Missouri Court of Appeals, 1991

State ex rel. Lee v. Bailey

State ex rel. Lee v. Bailey
Missouri Court of Appeals · Decided October 22, 1991 · Fenner, Lowenstein, Shangler
817 S.W.2d 287; 1991 Mo. App. LEXIS 1594; 1991 WL 213135 (South Western Reporter, Second Series)

State ex rel. Lee v. Bailey

Opinion of the Court

LOWENSTEIN, Chief Judge.

On this action in mandamus the court issued a preliminary rule. The facts are as follows: the relator is under 21 years old. In November 1990, after having been in an accident in Henry County he was issued a complaint by the highway patrol for the misdemeanor careless and imprudent driving. Later the same day the trooper issued an additional complaint against Lee for minor in possession of intoxicating liquor. Lee pleaded guilty to both charges in the respondent Bailey’s court pursuant to an agreement with the prosecutor which called for a $250 fine and six month concurrent sentences, which were suspended, with two years probation. Without a record being made, the court accepted the pleas and meted out punishment which conformed to the agreement. It then added, “[s]end license to state Department of Revenue it is revoked under statute.” The statute in question is § 577.500.1, RSMo Supp.1990, which reads in pertinent part:

1. A court of competent jurisdiction shall, upon a plea of guilty, conviction or finding of guilty, or, if the court is a juvenile court, upon a finding of fact that the offense was committed by a juvenile, enter an order revoking the driving privileges of any person determined to have committed one of the following offenses and who, at the time said offense was committed, was under twenty-one years of age:
(1) Any alcohol related traffic offense in violation of the laws of this state;
(2) Any offense in violation of the laws of this state involving the possession or use of alcohol, committed while operating a motor vehicle;

It is from the court’s revocation of Lee’s drivers permit under this statute known as the “Abuse and Lose” law that led to this attempt, via a writ, to have that portion of the judgment set aside.
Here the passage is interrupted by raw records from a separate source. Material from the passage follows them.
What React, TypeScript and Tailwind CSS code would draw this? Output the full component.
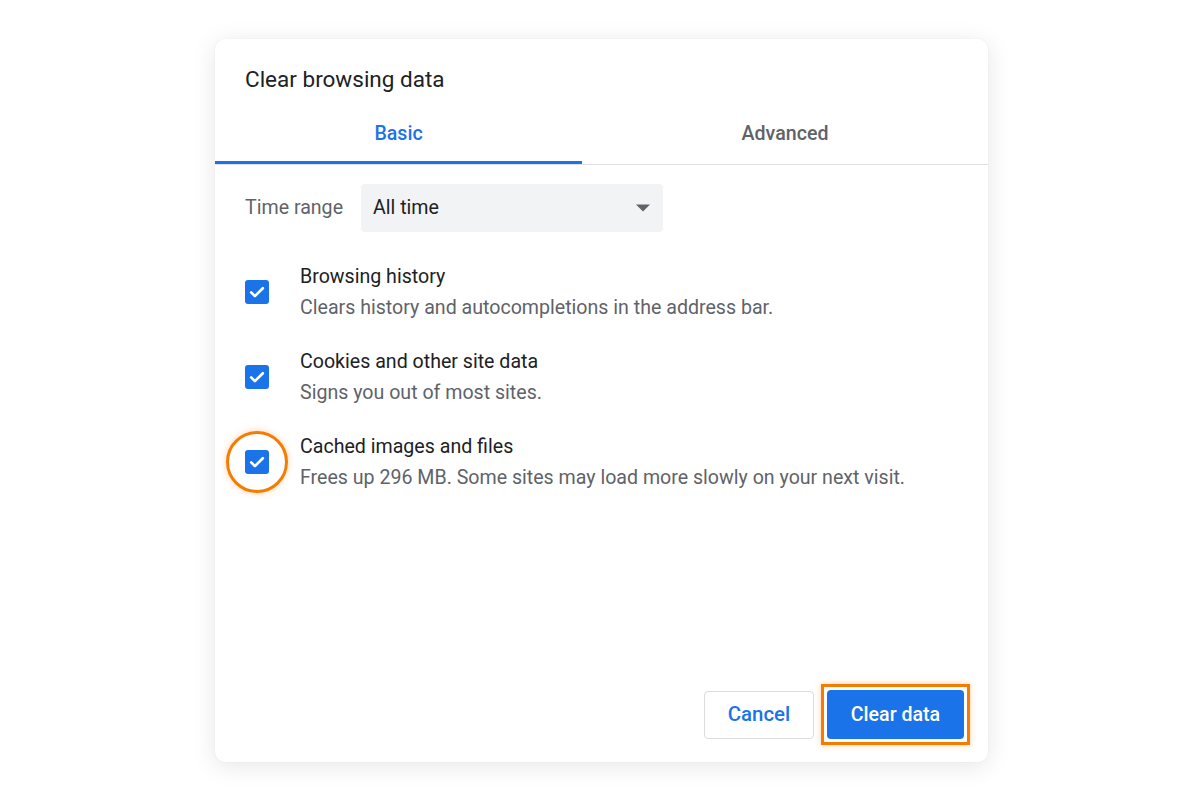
const ITEMS = [
  { title: 'Browsing history', desc: 'Clears history and autocompletions in the address bar.' },
  { title: 'Cookies and other site data', desc: 'Signs you out of most sites.' },
  { title: 'Cached images and files', desc: 'Frees up 296 MB. Some sites may load more slowly on your next visit.', ring: true },
]

function Check() {
  return (
    <span className="w-6 h-6 rounded-[3px] bg-[#1a73e8] flex items-center justify-center shrink-0">
      <svg width="20" height="20" viewBox="0 0 24 24" fill="none">
        <path d="M5 12.5l4.5 4.5L19 7.5" stroke="white" strokeWidth="3.2" strokeLinecap="round" strokeLinejoin="round" />
      </svg>
    </span>
  )
}

export default function App() {
  return (
    <div className="w-[1200px] h-[800px] bg-white flex pl-[215px] pt-[39px]" style={{ fontFamily: 'Roboto, "Liberation Sans", sans-serif' }}>
      <div className="w-[773px] h-[723px] bg-white rounded-[10px] shadow-[0_4px_24px_rgba(0,0,0,0.10),0_0_2px_rgba(0,0,0,0.06)] flex flex-col">
        {/* Header */}
        <h1 className="text-[22.5px] text-[#202124] px-[30px] pt-[25px] leading-[30px]">Clear browsing data</h1>

        {/* Tabs */}
        <div className="flex mt-[10px] border-b border-[#e0e0e0]">
          <div className="flex-1 max-w-[367px] h-[60px] flex items-center justify-center text-[19.6px] font-medium text-[#1a73e8] border-b-[3px] border-[#1a73e8] -mb-px pt-[2px]">
            Basic
          </div>
          <div className="flex-1 h-[60px] flex items-center justify-center text-[19.6px] font-medium text-[#5f6368] pb-[1px]">
            Advanced
          </div>
        </div>

        {/* Time range */}
        <div className="flex items-center px-[30px] mt-[19px]">
          <span className="text-[19.6px] text-[#5f6368] w-[116px]">Time range</span>
          <div className="w-[302px] h-[48px] bg-[#f1f3f4] rounded-[4px] flex items-center justify-between pl-[12px] pr-[12px]">
            <span className="text-[19.6px] text-[#202124]">All time</span>
            <svg width="16" height="10" viewBox="0 0 16 10">
              <path d="M1 1.5h14L8 8.5z" fill="#5f6368" />
            </svg>
          </div>
        </div>

        {/* Options */}
        <div className="flex flex-col gap-[23px] mt-[29px] px-[30px]">
          {ITEMS.map((it) => (
            <div key={it.title} className="flex items-center">
              <div className="relative w-6 h-6 mr-[31px]">
                <Check />
                {it.ring && (
                  <span className="absolute -left-[19px] -top-[19px] w-[62px] h-[62px] rounded-full border-[3px] border-[#f57c00] shadow-[0_0_6px_rgba(245,124,0,0.35)]" />
                )}
              </div>
              <div className="flex flex-col">
                <span className="text-[19.6px] leading-[31px] text-[#202124]">{it.title}</span>
                <span className="text-[19.6px] leading-[31px] text-[#5f6368]">{it.desc}</span>
              </div>
            </div>
          ))}
        </div>

        {/* Footer */}
        <div className="mt-auto flex justify-end items-center gap-[7px] pr-[18px] pb-[17px]">
          <button type="button" className="w-[110px] h-[48px] rounded-[4px] border border-[#dadce0] bg-white text-[20.4px] font-medium text-[#1a73e8]">
            Cancel
          </button>
          <div className="border-[3px] border-[#f57c00] p-[3px] shadow-[0_0_6px_rgba(245,124,0,0.35)]">
            <button type="button" className="w-[137px] h-[49px] rounded-[4px] bg-[#1a73e8] text-[19.6px] font-medium text-white flex items-center justify-center">
              Clear data
            </button>
          </div>
        </div>
      </div>
    </div>
  )
}
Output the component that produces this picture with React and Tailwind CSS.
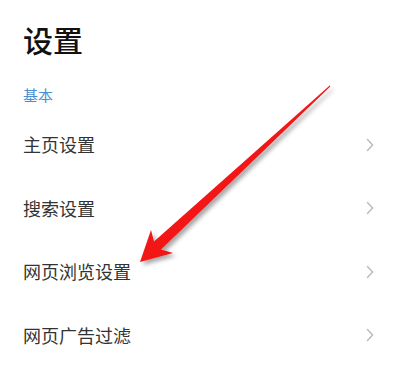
import React from 'react';

const items = ['主页设置', '搜索设置', '网页浏览设置', '网页广告过滤'];

function Chevron() {
  return (
    <svg width="8" height="14" viewBox="0 0 8 14" className="shrink-0">
      <path d="M1.5 1.5 L6.5 7 L1.5 12.5" fill="none" stroke="#bdbdbd" strokeWidth="1.6" strokeLinecap="round" strokeLinejoin="round" />
    </svg>
  );
}

function Arrow() {
  return (
    <svg className="absolute inset-0 pointer-events-none" width="400" height="371" viewBox="0 0 400 371">
      <defs>
        <filter id="shadow" x="-20%" y="-20%" width="140%" height="140%">
          <feDropShadow dx="3" dy="3" stdDeviation="2" floodColor="#000" floodOpacity="0.35" />
        </filter>
      </defs>
      <polygon
        filter="url(#shadow)"
        fill="#f31414"
        points="140,262 173,253 161,249.5 330.3,86.4 329.7,85.6 154,241.5 151,230"
      />
    </svg>
  );
}

export default function App() {
  return (
    <div
      className="relative w-[400px] h-[371px] overflow-hidden bg-white"
      style={{ fontFamily: '"Noto Sans CJK SC", "Noto Sans", sans-serif' }}
    >
      <div className="pl-[23px] pr-[26px]">
        <h1 className="mt-[24px] h-[30px] leading-[30px] text-[30px] font-medium text-[#111]">设置</h1>
        <div className="mt-[31px] h-[20px] leading-[20px] text-[15px] text-[#4a8fd1]">基本</div>
        <div className="mt-[8px] flex flex-col">
          {items.map((label) => (
            <div key={label} className="h-[63.5px] flex items-center justify-between">
              <span className="text-[18px] text-[#333]">{label}</span>
              <Chevron />
            </div>
          ))}
        </div>
      </div>
      <Arrow />
    </div>
  );
}
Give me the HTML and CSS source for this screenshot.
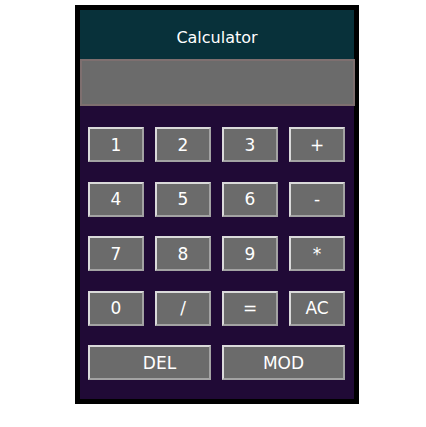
FILE: index.html
```html
<!DOCTYPE html>
<html>
<head>
<meta charset="utf-8">
<title>Calculator</title>
<link rel="stylesheet" href="styles.css">
</head>
<body>
<div class="calc">
  <div class="header">Calculator</div>
  <div class="display"></div>
  <div class="keys">
    <button class="key">1</button>
    <button class="key">2</button>
    <button class="key">3</button>
    <button class="key">+</button>
    <button class="key">4</button>
    <button class="key">5</button>
    <button class="key">6</button>
    <button class="key">-</button>
    <button class="key">7</button>
    <button class="key">8</button>
    <button class="key">9</button>
    <button class="key">*</button>
    <button class="key">0</button>
    <button class="key">/</button>
    <button class="key">=</button>
    <button class="key">AC</button>
    <button class="key wide del">DEL</button>
    <button class="key wide">MOD</button>
  </div>
</div>
</body>
</html>
```

FILE: styles.css
```css
html, body {
  margin: 0;
  padding: 0;
  background: #ffffff;
}

body {
  padding: 5px 0 0 75px;
  font-family: "DejaVu Sans", Verdana, sans-serif;
}

.calc {
  width: 274px;
  border: 5px solid #000000;
  background: #200a36;
}

.header {
  height: 49px;
  background: #08313a;
  color: #ffffff;
  font-size: 16px;
  display: flex;
  align-items: center;
  justify-content: center;
  padding-top: 5px;
  box-sizing: border-box;
}

.display {
  height: 47px;
  width: 275px;
  box-sizing: border-box;
  background: #6b6b6b;
  border: 2px solid #7e6f6f;
}

.keys {
  display: grid;
  grid-template-columns: repeat(4, 56px);
  grid-auto-rows: 35px;
  column-gap: 11px;
  row-gap: 19.5px;
  padding: 21px 9px 19px 8px;
}

.key {
  margin: 0;
  padding: 0;
  background: #6b6b6b;
  color: #ffffff;
  font-family: "DejaVu Sans", Verdana, sans-serif;
  font-size: 17px;
  border: 2px solid;
  border-color: #dadada #a3a3a3 #a3a3a3 #dadada;
  display: flex;
  align-items: center;
  justify-content: center;
}

.wide {
  grid-column: span 2;
}

.del {
  padding-left: 20px;
}
```
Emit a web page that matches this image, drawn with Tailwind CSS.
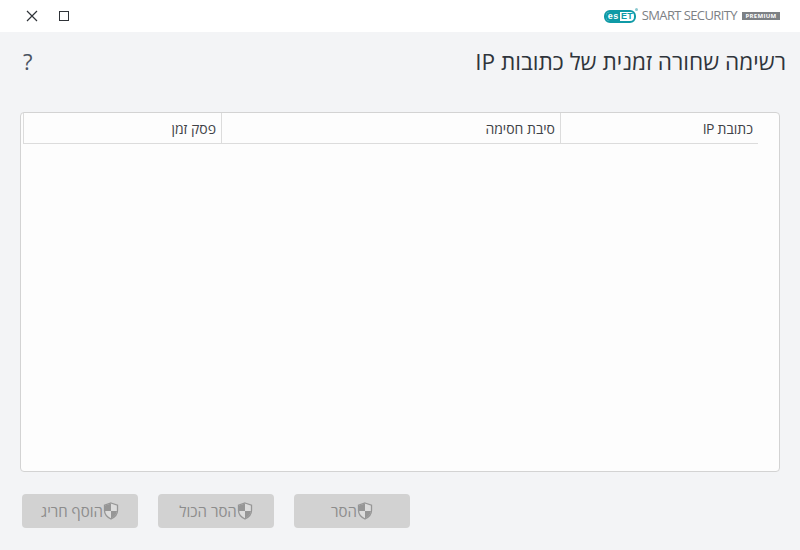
<!DOCTYPE html>
<html lang="he" dir="rtl">
<head>
<meta charset="utf-8">
<script src="https://cdn.jsdelivr.net/npm/@tailwindcss/browser@4"></script>
</head>
<body class="w-[800px] h-[550px] overflow-hidden bg-[#f3f4f6] font-['Open_Sans','Noto_Sans',sans-serif] text-[#3b3f45]">
<header dir="ltr" class="h-8 bg-white flex items-center justify-between pl-[26px] pr-5">
  <div class="flex items-center gap-[21px]">
    <svg width="12" height="12" viewBox="0 0 12 12" fill="none" stroke="#2f3338" stroke-width="1.2"><path d="M1 1l10 10M11 1L1 11"/></svg>
    <span class="w-[10px] h-[10px] border border-[#2f3338]"></span>
  </div>
  <div class="flex items-center">
    <div class="relative flex items-center h-[13px] w-[32px] rounded-[6px] border-2 border-[#0f9aa6] font-['Liberation_Sans',sans-serif] font-bold text-[9px] leading-none">
      <span class="bg-[#0f9aa6] text-white h-full flex items-center pl-[2px] pr-[1px] tracking-[0.6px] rounded-l-[4px]">es</span>
      <span class="text-[#0f9aa6] h-full flex items-center pl-[1px] tracking-[0.4px]">ET</span>
      <span class="absolute -right-[4px] -top-[4px] w-[3px] h-[3px] rounded-full bg-[#8cc9cf]"></span>
    </div>
    <span class="ml-[6px] text-[13px] tracking-[-0.6px] text-[#7d8185]">SMART SECURITY</span>
    <span class="ml-[5px] w-[38px] h-2 bg-[#7d8185] text-white text-[6px] font-bold leading-2 text-center tracking-[0.3px]">PREMIUM</span>
  </div>
</header>
<main class="px-5">
  <div class="h-[80px] flex items-start justify-between pt-[15px]">
    <h1 class="text-[22.6px] leading-[30px] font-normal text-[#2f343b] mr-[-6px]">רשימה שחורה זמנית של כתובות IP</h1>
    <span class="text-[22px] leading-[30px] text-[#4a5260] ml-[3px] -mt-[1px]">?</span>
  </div>
  <section class="h-[360px] bg-[#fdfdfd] border border-[#d3d3d3] rounded-[4px]">
    <div class="flex h-[31px] mr-[21px] ml-[2px] border-b border-[#dcdcdc] text-[14px] text-[#3f4247]">
      <div class="w-[198px] border-l border-[#dcdcdc] pr-[5px] flex items-center gap-1">כתובת <span class="tracking-[-0.8px]">IP</span></div>
      <div class="w-[339px] border-l border-[#dcdcdc] pr-[5px] flex items-center">סיבת חסימה</div>
      <div class="flex-1 border-l border-[#dcdcdc] pr-[5px] flex items-center">פסק זמן</div>
    </div>
  </section>
  <div class="flex justify-end gap-5 mt-[22px] pl-[2px]">
    <button class="w-[116px] h-[34px] rounded-[4px] bg-[#d2d2d2] text-[#8c8c8c] text-[15px] flex items-center justify-center">
      <svg width="16" height="18" viewBox="0 0 16 18"><path d="M8 1l6.500 2.200v5.300c0 4-2.800 6.700-6.500 8.500C4.300 15.200 1.500 12.500 1.500 8.500V3.200z" fill="#dcdcdc" stroke="#969696" stroke-width="1.300"/><path d="M8 1.500V9H2v-.5V3.500zM8 9h6c-.3 3.500-3 6-6 7.500z" fill="#969696"/></svg>הסר</button>
    <button class="w-[116px] h-[34px] rounded-[4px] bg-[#d2d2d2] text-[#8c8c8c] text-[15px] flex items-center justify-center">
      <svg width="16" height="18" viewBox="0 0 16 18"><path d="M8 1l6.500 2.200v5.300c0 4-2.800 6.700-6.500 8.500C4.300 15.200 1.500 12.500 1.500 8.500V3.200z" fill="#dcdcdc" stroke="#969696" stroke-width="1.300"/><path d="M8 1.500V9H2v-.5V3.500zM8 9h6c-.3 3.500-3 6-6 7.500z" fill="#969696"/></svg>הסר הכול</button>
    <button class="w-[116px] h-[34px] rounded-[4px] bg-[#d2d2d2] text-[#8c8c8c] text-[15px] flex items-center justify-center">
      <svg width="16" height="18" viewBox="0 0 16 18"><path d="M8 1l6.500 2.200v5.300c0 4-2.800 6.700-6.500 8.500C4.300 15.200 1.500 12.500 1.500 8.500V3.200z" fill="#dcdcdc" stroke="#969696" stroke-width="1.300"/><path d="M8 1.500V9H2v-.5V3.500zM8 9h6c-.3 3.500-3 6-6 7.500z" fill="#969696"/></svg>הוסף חריג</button>
  </div>
</main>
</body>
</html>
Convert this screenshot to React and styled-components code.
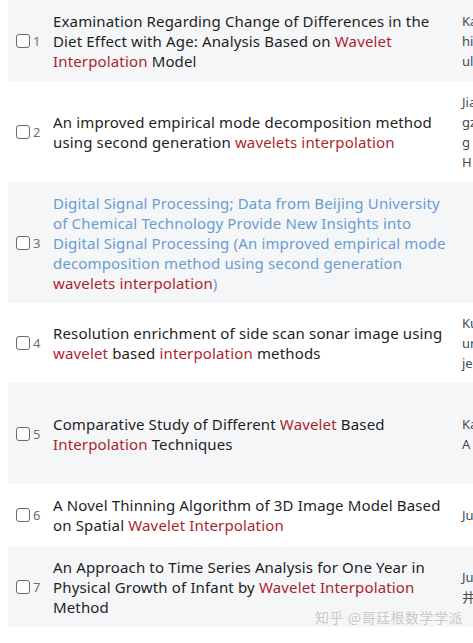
import React from 'react';
import styled, { createGlobalStyle } from 'styled-components';

const GlobalStyle = createGlobalStyle`
  html, body {
    margin: 0;
    padding: 0;
    background: #fff;
    overflow: hidden;
  }
  body {
    padding-left: 8px;
    font-family: "Noto Sans", "Noto Sans CJK SC", sans-serif;
  }
`;

const Page = styled.div`
  position: relative;
  width: 465px;
  height: 643px;
  overflow: hidden;
`;

const Table = styled.div`
  width: 640px;
`;

const Row = styled.div`
  display: grid;
  grid-template-columns: 45px 409px 186px;
  align-items: center;
  min-height: ${(p) => p.minH}px;
  background: ${(p) => (p.striped ? '#f5f6f8' : '#fff')};
`;

const CheckCell = styled.div`
  display: flex;
  align-items: center;
  padding-left: 8px;
  gap: 3px;
`;

const Box = styled.span`
  width: 14px;
  height: 14px;
  border: 1px solid #6b6b6b;
  border-radius: 3px;
  background: #fff;
  box-sizing: border-box;
`;

const Num = styled.span`
  font-size: 13px;
  color: #6f6f6f;
  line-height: 14px;
`;

const Title = styled.div`
  padding: 10px 14px 10px 0;
  font-size: 15px;
  line-height: 20px;
  letter-spacing: 0.15px;
  color: ${(p) => (p.linked ? '#6a9dd1' : '#1e1e1e')};
`;

const Hl = styled.span`
  color: #ae1f2c;
`;

const Authors = styled.div`
  padding: 10px 0;
  font-size: 13px;
  line-height: 20px;
  color: #4a4a4a;
  white-space: nowrap;
`;

const Watermark = styled.div`
  position: absolute;
  left: 307px;
  top: 608px;
  font-size: 14px;
  line-height: 18px;
  color: #c9c9c9;
  letter-spacing: 0.5px;
  white-space: nowrap;
  font-family: "Noto Sans CJK SC", sans-serif;
`;

const rows = [
  {
    h: 81,
    title: [
      'Examination Regarding Change of Differences in the Diet Effect with Age: Analysis Based on ',
      ['Wavelet'],
      ' ',
      ['Interpolation'],
      ' Model',
    ],
    authors: ['Kato Yuichi;', 'hiroshi', 'ulrich'],
  },
  {
    h: 101,
    title: [
      'An improved empirical mode decomposition method using second generation ',
      ['wavelets interpolation'],
    ],
    authors: ['Jiang Pu;', 'gz', 'g', 'H'],
  },
  {
    h: 121,
    linked: true,
    title: [
      'Digital Signal Processing; Data from Beijing University of Chemical Technology Provide New Insights into Digital Signal Processing (An improved empirical mode decomposition method using second generation ',
      ['wavelets interpolation'],
      ')',
    ],
    authors: [],
  },
  {
    h: 79,
    title: [
      'Resolution enrichment of side scan sonar image using ',
      ['wavelet'],
      ' based ',
      ['interpolation'],
      ' methods',
    ],
    authors: ['Kumar', 'ur', 'je'],
  },
  {
    h: 101,
    title: [
      'Comparative Study of Different ',
      ['Wavelet'],
      ' Based ',
      ['Interpolation'],
      ' Techniques',
    ],
    authors: ['Kaur', 'A'],
  },
  {
    h: 62,
    title: [
      'A Novel Thinning Algorithm of 3D Image Model Based on Spatial ',
      ['Wavelet Interpolation'],
    ],
    authors: ['Ju'],
  },
  {
    h: 81,
    title: [
      'An Approach to Time Series Analysis for One Year in Physical Growth of Infant by ',
      ['Wavelet Interpolation'],
      ' Method',
    ],
    authors: ['Ju', '井'],
  },
];

export default function App() {
  return (
    <Page>
      <GlobalStyle />
      <Table>
        {rows.map((r, i) => (
          <Row key={i} striped={i % 2 === 0} minH={r.h}>
            <CheckCell>
              <Box />
              <Num>{i + 1}</Num>
            </CheckCell>
            <Title linked={r.linked}>
              {r.title.map((t, j) =>
                Array.isArray(t) ? <Hl key={j}>{t[0]}</Hl> : <span key={j}>{t}</span>
              )}
            </Title>
            <Authors>
              {r.authors.map((a, j) => (
                <div key={j}>{a}</div>
              ))}
            </Authors>
          </Row>
        ))}
      </Table>
      <Watermark>知乎 @哥廷根数学学派</Watermark>
    </Page>
  );
}
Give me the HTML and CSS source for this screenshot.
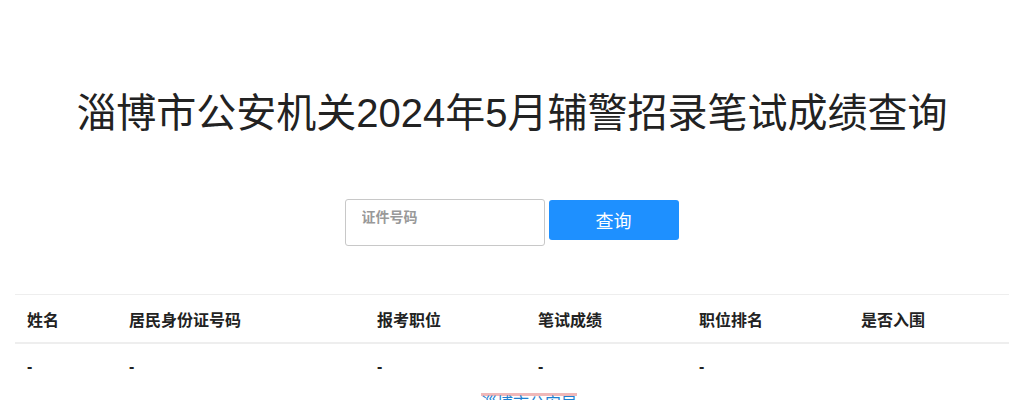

Several variables put this whole matter in an unusual posture. 1) The respondent is an associate circuit judge; 2) no record was made of the misdemeanor guilty pleas; 3) there are only docket sheets showing court action; and, 4) after denial of reconsideration should Lee have filed a direct appeal to this court to set aside the guilty pleas or is the remedy utilized, a writ, appropriate?

Although the facts here raise potentially interesting issues as to choice of remedy, the court chooses to fashion this decision on the unique facts of the case as presented. Had, as the respondent suggests, Lee been limited to the filing of a direct appeal, § 543.335 would have been controlling. It reads:

In any case tried with a jury before an associate circuit judge or on assignment under procedures applicable before circuit judges, or in any misdemeanor case or county ordinance violation case, a record shall be kept and any person aggrieved by a judgment rendered in any such case may have an appeal upon that record to the appropriate appellate court. At the discretion of the judge, but in compliance with the rules of the supreme court, the record may be a stenographic record or one made by utilization of electronic, magnetic, or mechanical sound or video recording devices. Whenever an appeal is taken in a *289case recorded by means other than a court reporter, the clerk of the court or division in control thereof shall forward the tape or record or whatever device used therefor to the clerk of the supreme court or to the clerk of the court of appeals wherein the appeal is lodged. The supreme court and the court of appeals shall arrange for the written transcript of the testimony so preserved under rules and procedures promulgated by the supreme court. (Emphasis added.)

An appeal would have been to no avail since no record was made of the court proceedings. Couch v. Director, State DFS, 795 S.W.2d 91, 94 (Mo.App. 1990). Although it seems logical to assume the trooper discovered the liquor in the car Lee was driving, thus satisfying part (2) of § 577.500.1, there is no record reference one way or another. See State v. Henderson, 750 S.W.2d 507, 513-14 (Mo.App. 1988). It would be unfair to now penalize Lee for not having sought a remedy by direct appeal.

There is nothing in the law to require advance notice by the court to a defendant in plea negotiations of an intent to seek a penalty under the “Abuse and Lose” law. But the court decides under this procedural posture the equitable thing to do is set aside the entire judgment and allow Lee to withdraw the pleas, then, with a record being fleshed out on trial or at a plea hearing, the court could make the required determination of whether the offense of illegal liquor possession occurred while operating a motor vehicle. State v. Stokes, 814 S.W.2d 702, 703 (Mo.App. 1991).

Stokes, supra, defines the revocation in § 577.505, (the corollary to § 577.500) as a civil and not a criminal exercise of the police power of the state regulating the operation of motor vehicles. Id. at 704. Despite this denomination as civil, the court under § 577.500 must still make a finding.

The writ is made absolute. The court is decreed to vacate the judgment upon the plea of guilty. Upon retrial or plea hearing the court may, with support in the record, then impose a revocation under § 577.500.